第41回
一条真也
「北九州で生きる」

 

 40回にわたる本連載も、今回でひとまずの区切りとしたい。最後に、北九州市に住む方々に一言。
 北九州市の最大の特徴とは何か。それは、高齢者が多いことだ。現在の高齢者比率は、全国に20ある政令指定都市の中で最も高い数字だとされる。
 日本は世界で最も高齢化が進行している国であり、その中で北九州市は最も高齢化が進行している政令指定都市だ。つまり北九州市は世界一の超高齢化都市であると言っても過言ではない。
 その多くの高齢者が生活する北九州市において「老い」が不幸だとしたらどうなるか。
 北九州市は不幸な人間がもっとも多くいる世界一不幸な街となる。しかし逆に、「老い」が幸福だとしたら、世界一幸福な街になるのである。
 世界一幸福な街と世界一不幸な街。まさに、天国か地獄か、だ。
 ならば、わたしたちは天国を選ぶしか道はないではないか。
 わたしは、北九州ほど日本人の豊かさに貢献してきた地域はないと思う。筑豊では、危険な炭鉱に潜り石炭を掘って貢献した。八幡では、熱い製鉄所で鉄を作って日本中を豊かにしてきた。
 そして今度は、高齢者の多さを「強み」とすることで、もう一度、日本人を豊かにするチャンスが北九州市にはあるのではないか。
 わたしは「人は老いるほど豊かになる」と信じている。そして、ぜひ北九州の高齢者の方々にそれを実現していただきたい。
 わが社は、「人間尊重」をミッションとして、冠婚葬祭・ホテル・介護事業や「隣人祭り」などの社会貢献活動に取り組んできた。
 北九州市には、社会に貢献している企業がたくさんある。
 また、高齢者や被災者の方々を支える「思いやり」のある人々がたくさんおられる。北九州市は、きっと日本一の「思いやり都市」になれると思う。

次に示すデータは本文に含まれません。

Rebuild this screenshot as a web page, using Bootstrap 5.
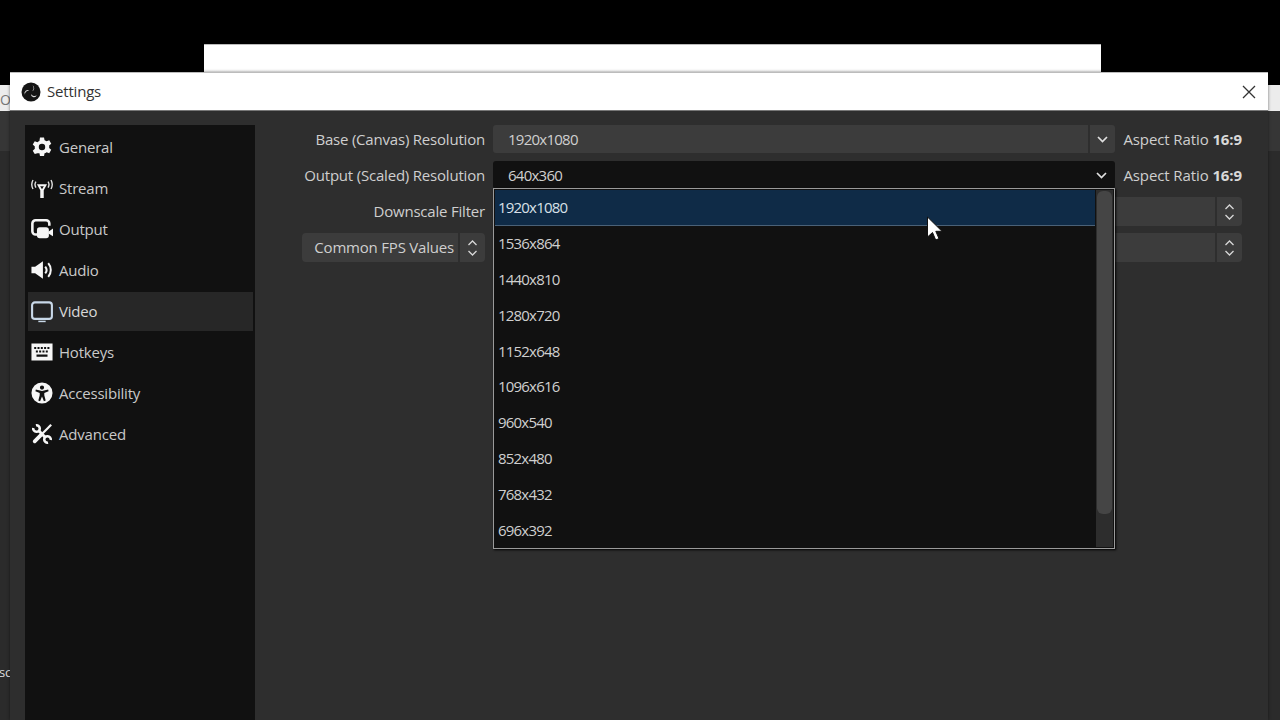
<!DOCTYPE html>
<html lang="en">
<head>
<meta charset="utf-8">
<title>Settings</title>
<link href="https://cdn.jsdelivr.net/npm/bootstrap@5.3.0/dist/css/bootstrap.min.css" rel="stylesheet">
<style>
html,body{height:720px;overflow:hidden;background:#000;}
body{font-family:"Open Sans","Noto Sans",sans-serif;font-size:15px;color:#cfcfcf;position:relative;letter-spacing:-.2px;}
.bg-sheet{position:absolute;left:204px;top:44px;width:897px;height:40px;background:linear-gradient(#fff 65%,#e6e6e6);border-top:1px solid #bbb;}
.bg-win-l,.bg-win-r{position:absolute;top:85px;height:635px;width:14px;background:#2b2b2b;}
.bg-win-l{left:0;overflow:hidden;}
.bg-win-r{right:0;}
.bg-cap{height:26px;background:#ececec;color:#777;font-size:14px;line-height:30px;}
.bg-band{height:40px;background:#363636;}
.bg-sc{position:absolute;left:-1px;top:578px;font-size:13px;color:#ddd;}
.dlg{position:absolute;left:10px;top:72px;width:1258px;height:648px;background:#2e2e2e;box-shadow:0 0 3px rgba(0,0,0,.5);}
.dlg-title{height:39px;background:#fff;color:#333;padding-left:11px;padding-right:12px;border-top:1px solid #bcbcbc;border-bottom:1px solid #777;}
.dlg-title span{margin-left:6px;font-size:15px;}
.dlg-main{height:609px;padding:14px 26px 0 15px;}
.side{width:230px;background:#111;padding:2px 2px 0 3px;flex:none;margin-right:47px;height:595px;}
.side-item{height:41px;padding-left:3px;gap:6px;color:#c9c9c9;padding-bottom:1px;}
.side-item.on{background:#272727;color:#d8d8d8;height:39px;margin:1px 0;padding-bottom:0;}
.side-item svg{width:22px;height:22px;flex:none;}
.setgrid{position:relative;display:grid;grid-template-columns:183px 622px 119px;column-gap:8px;row-gap:8px;grid-auto-rows:28px;align-content:start;flex:none;}
.lab{text-align:right;line-height:28px;white-space:nowrap;}
.cbo{height:28px;line-height:28px;}
.num{letter-spacing:-.75px;}
.cbo-text{flex:1;background:#3c3c3c;padding-left:15px;border-radius:3px 0 0 3px;}
.cbo-btn{width:25px;margin-left:2px;background:#3c3c3c;border-radius:0 3px 3px 0;}
.cbo.dark .cbo-text,.cbo.dark .cbo-btn{background:#111;margin-left:0;}
.cbo.dark .cbo-btn{width:27px;}
.asp{white-space:nowrap;line-height:28px;text-align:right;letter-spacing:-.1px;}
.asp b{font-weight:700;color:#d8d8d8;}
.spin{grid-column:2 / 4;height:29px;}
.spin-f{flex:1;background:#3c3c3c;border-radius:3px 0 0 3px;}
.spin-b{width:25px;margin-left:2px;background:#3c3c3c;border-radius:0 4px 4px 0;}
.fps{height:29px;}
.fps-f{flex:1;background:#3c3c3c;border-radius:4px 0 0 4px;text-align:right;padding-right:4px;line-height:28px;white-space:nowrap;}
.fps-b{width:25px;margin-left:2px;background:#3c3c3c;border-radius:0 4px 4px 0;}
.popup{position:absolute;left:191px;top:63px;width:622px;height:361px;background:#111;border:1px solid #9a9a9a;padding:1px;box-shadow:1px 1px 2px #000;}
.pop-list{flex:1;}
.pop-row{height:35.9px;line-height:35px;padding-left:3px;color:#cfcfcf;letter-spacing:-.8px;}
.pop-row.on{background:#0f2b47;border-bottom:1px solid #4a6177;color:#d8e0e8;margin-right:1px;}
.pop-track{width:17px;background:#2d2d2d;padding:1px;}
.pop-thumb{height:323px;background:#454545;border-radius:6px;}
.mouse{position:absolute;left:926px;top:216px;width:18px;height:26px;}
</style>
</head>
<body>
<div class="bg-sheet"></div>
<div class="bg-win-l"><div class="bg-cap">O</div><div class="bg-band"></div><div class="bg-sc">sc</div></div>
<div class="bg-win-r"><div class="bg-cap"></div><div class="bg-band"></div></div>

<div class="dlg">
  <div class="dlg-title d-flex align-items-center">
    <svg width="20" height="20" viewBox="0 0 20 20"><circle cx="10" cy="10" r="9.500" fill="#151515"/><path d="M11.500 3.300a3.200 3.200 0 0 1 1.700 3.100 3 3 0 0 1-2.300 2.800 3.800 3.800 0 0 0 .6-5.900z M3.900 12.800a3.200 3.200 0 0 1 .8-4 3 3 0 0 1 3.600-.1 3.800 3.800 0 0 0-4.400 4.100z M15.800 13.200a3.200 3.200 0 0 1-3.900 1.800 3 3 0 0 1-1.800-3.100 3.800 3.800 0 0 0 5.700 1.300z" fill="#d8d8d8"/></svg>
    <span>Settings</span>
    <svg class="ms-auto" width="14" height="14" viewBox="0 0 14 14"><path d="M1 1l12 12M13 1L1 13" stroke="#333" stroke-width="1.300" fill="none"/></svg>
  </div>
  <div class="dlg-main d-flex">
    <div class="side">
      <div class="side-item d-flex align-items-center">
        <svg viewBox="0 0 24 24"><path fill="#f6f6f6" fill-rule="evenodd" d="M9.800 1.500h4.400l.6 3a8 8 0 0 1 2.200 1.200l2.900-1 2.200 3.700-2.300 2a8 8 0 0 1 0 2.600l2.300 2-2.200 3.700-2.900-1a8 8 0 0 1-2.200 1.200l-.6 3H9.800l-.6-3A8 8 0 0 1 7 18.700l-2.900 1-2.200-3.700 2.300-2a8 8 0 0 1 0-2.600l-2.300-2 2.200-3.700 2.900 1a8 8 0 0 1 2.200-1.200zM12 8.500a3.500 3.500 0 1 0 0 7 3.500 3.500 0 0 0 0-7z"/></svg>
        <span>General</span></div>
      <div class="side-item d-flex align-items-center">
        <svg viewBox="0 0 24 24"><path fill="#f6f6f6" fill-rule="evenodd" d="M6.500 8h11l-3.600 6.500V23h-3.800v-8.500zM10 10l2 3.400 2-3.400z"/><path fill="none" stroke="#e4e4e4" stroke-width="1.500" d="M5.400 5a6 6 0 0 0 0 6.500M2.200 3.300a10 10 0 0 0 0 9.800M18.600 5a6 6 0 0 1 0 6.500M21.800 3.300a10 10 0 0 1 0 9.800"/></svg>
        <span>Stream</span></div>
      <div class="side-item d-flex align-items-center">
        <svg viewBox="0 0 24 24"><path fill="none" stroke="#f6f6f6" stroke-width="2.800" d="M7 18H5a3.500 3.500 0 0 1-3.500-3.500V6A3.500 3.500 0 0 1 5 2.500h11.500A3.500 3.500 0 0 1 20 6v2.500"/><rect x="6.500" y="10" width="13" height="12" rx="3" fill="#f6f6f6"/><path fill="#f6f6f6" d="M19 15l5-3.500v8.500l-5-3z"/></svg>
        <span>Output</span></div>
      <div class="side-item d-flex align-items-center">
        <svg viewBox="0 0 24 24"><path fill="#f6f6f6" d="M.5 8.500h4L13 2.500v19l-8.500-6h-4z"/><path fill="none" stroke="#f6f6f6" stroke-width="2.200" d="M15.500 8.200a6 6 0 0 1 0 7.600M18.800 4.500a11.500 11.500 0 0 1 0 15"/></svg>
        <span>Audio</span></div>
      <div class="side-item on d-flex align-items-center">
        <svg viewBox="0 0 24 24"><rect x="1.200" y="1.500" width="21.600" height="18" rx="3" fill="#222" stroke="#c8d8e8" stroke-width="2.300"/><path d="M8 22.300h8" stroke="#c8d8e8" stroke-width="1.600"/></svg>
        <span>Video</span></div>
      <div class="side-item d-flex align-items-center">
        <svg viewBox="0 0 24 24"><path fill="#f6f6f6" fill-rule="evenodd" d="M.5 2.800h23v18.400H.5zM3.500 6.500v2.300h2.200V6.500zm3.600 0v2.300h2.200V6.500zm3.600 0v2.300h2.200V6.500zm3.600 0v2.300h2.200V6.500zm3.600 0v2.300h2.200V6.500zM5.300 10.300v2.300h2.200v-2.300zm3.600 0v2.300h2.200v-2.300zm3.600 0v2.300h2.200v-2.300zm3.600 0v2.300h2.200v-2.300zM6 14.700v2.500h12v-2.500z"/></svg>
        <span>Hotkeys</span></div>
      <div class="side-item d-flex align-items-center">
        <svg viewBox="0 0 24 24"><path fill="#f6f6f6" fill-rule="evenodd" d="M12 .5a11.500 11.500 0 1 1 0 23 11.500 11.500 0 0 1 0-23zM12 3.800a2.300 2.300 0 1 0 0 4.600 2.300 2.300 0 0 0 0-4.600zM5.300 8.200 4.800 10l4.700 1.900v2.600L8 20.300l1.900.6 2.100-5 2.100 5 1.900-.6-1.500-5.800v-2.600L19.200 10l-.5-1.800L12 9.800z"/></svg>
        <span>Accessibility</span></div>
      <div class="side-item d-flex align-items-center">
        <svg viewBox="0 0 24 24"><g fill="none" stroke="#f6f6f6"><path stroke-width="2.800" d="M2.450 5.370A3.600 3.600 0 1 0 5.370 2.450"/><path stroke-width="2.800" d="M21.550 18.630A3.600 3.600 0 1 0 18.630 21.550"/><path stroke-width="3.200" d="M8 8l8 8"/><path stroke-width="2.400" d="M22 2L12 12"/><path stroke-width="4" stroke-linecap="round" d="M11 13L4 20"/></g></svg>
        <span>Advanced</span></div>
    </div>
    <div class="setgrid">
      <div class="lab">Base (Canvas) Resolution</div>
      <div class="cbo d-flex">
        <div class="cbo-text num">1920x1080</div>
        <div class="cbo-btn d-flex align-items-center justify-content-center"><svg width="11" height="7" viewBox="0 0 11 7"><path d="M1 1l4.500 4.500L10 1" fill="none" stroke="#e0e0e0" stroke-width="1.700"/></svg></div>
      </div>
      <div class="asp">Aspect Ratio <b>16:9</b></div>

      <div class="lab">Output (Scaled) Resolution</div>
      <div class="cbo dark d-flex">
        <div class="cbo-text num">640x360</div>
        <div class="cbo-btn d-flex align-items-center justify-content-center"><svg width="11" height="7" viewBox="0 0 11 7"><path d="M1 1l4.500 4.500L10 1" fill="none" stroke="#e0e0e0" stroke-width="1.700"/></svg></div>
      </div>
      <div class="asp">Aspect Ratio <b>16:9</b></div>

      <div class="lab">Downscale Filter</div>
      <div class="spin d-flex">
        <div class="spin-f"></div>
        <div class="spin-b d-flex align-items-center justify-content-center"><svg width="11" height="18" viewBox="0 0 11 18"><path d="M1.500 6l4-4 4 4M1.500 12l4 4 4-4" fill="none" stroke="#d8d8d8" stroke-width="1.300"/></svg></div>
      </div>

      <div class="fps d-flex">
        <div class="fps-f">Common FPS Values</div>
        <div class="fps-b d-flex align-items-center justify-content-center"><svg width="11" height="18" viewBox="0 0 11 18"><path d="M1.500 6l4-4 4 4M1.500 12l4 4 4-4" fill="none" stroke="#d8d8d8" stroke-width="1.300"/></svg></div>
      </div>
      <div class="spin d-flex">
        <div class="spin-f"></div>
        <div class="spin-b d-flex align-items-center justify-content-center"><svg width="11" height="18" viewBox="0 0 11 18"><path d="M1.500 6l4-4 4 4M1.500 12l4 4 4-4" fill="none" stroke="#d8d8d8" stroke-width="1.300"/></svg></div>
      </div>

      <div class="popup d-flex">
        <div class="pop-list">
          <div class="pop-row on">1920x1080</div>
          <div class="pop-row">1536x864</div>
          <div class="pop-row">1440x810</div>
          <div class="pop-row">1280x720</div>
          <div class="pop-row">1152x648</div>
          <div class="pop-row">1096x616</div>
          <div class="pop-row">960x540</div>
          <div class="pop-row">852x480</div>
          <div class="pop-row">768x432</div>
          <div class="pop-row">696x392</div>
        </div>
        <div class="pop-track"><div class="pop-thumb"></div></div>
      </div>
    </div>
  </div>
</div>
<svg class="mouse" viewBox="0 0 18 26"><path d="M1.500 1v20l5-4.500 3.200 7.500 3.300-1.400-3.200-7.300H16z" fill="#fff" stroke="#111" stroke-width="1"/></svg>
</body>
</html>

 泣いても笑っても、人生は1回きりである。後戻りはできない。その人生を福岡で過ごす人もいれば、大阪や東京で過ごす人もいる。また、ロンドンやパリやニューヨークや上海やソウルで過ごす人もいるだろう。
 しかし、わたしたちは北九州で暮らしている。北九州で生きている。この街で生まれ、結婚し、子どもを産み、育て、それから老い、そして人生を卒業していくのである。
 その人生を卒業するときに、「ああ、この街で生きることができて良かった」と言いたいものだ。そのためにも、北九州を世界一の「老福都市」にしたい。北九州は人類の未来を担っているのである。